Note that there are now no extra joins in the primary find/paginate call.

In both of these examples there should be one query (plus a count) executed, without any price data.

Use containable to get matching prices

Containable makes it easier to manage what queries are executed and what scope of results are returned. In this case all that's required is to add Price data to the resultset - and filter the prices. A complete example demonstrating the use of the contain option:

public $paginate = array(
    'contain' => array(
        'Company',
        'Price' => array()
    ),
    'fields' => array(
        'Product.id',
        'Product.feature',
        'Company.id',
        'Company.name'
    )
);

function whatever() {
    ...

    $this->paginate['contain']['Price']['conditions']['Price.price <'] = $price;

    $conditions = array(
        'Company.name LIKE' => '%'.$search_term.'%',
        'Product.feature' => $product_feature,
        "WHERE EXISTS (select * from prices where prices.product_id = Product.id AND prices.price < $price)"
    );

    $result = $this->paginate('Product', $conditions);

    ...
}

This should result in two queries (plus a count), and the data structure you're looking for; including price data.

Maybe slow

Even though the above takes 0ms, [...] CakePHP is still telling me "maybe slow"
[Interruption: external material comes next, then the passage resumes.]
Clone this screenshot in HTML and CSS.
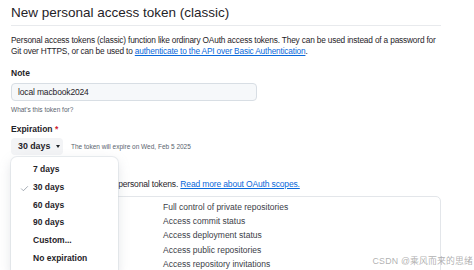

Debug kit is not interogating the database, to determine if a query is "maybe slow" it is a simple test for:

  • Query took more than 0ms
  • Query took more than 1ms per result
  • Query took more than threshold (which defaults to 20ms)

From checking the code it should never flag a 0ms query as "maybe slow" - but it's not a problem if it does.

As with all database activity it's a good idea to run explain on the db, add any missing indexes and consider different query structures that would return the same data.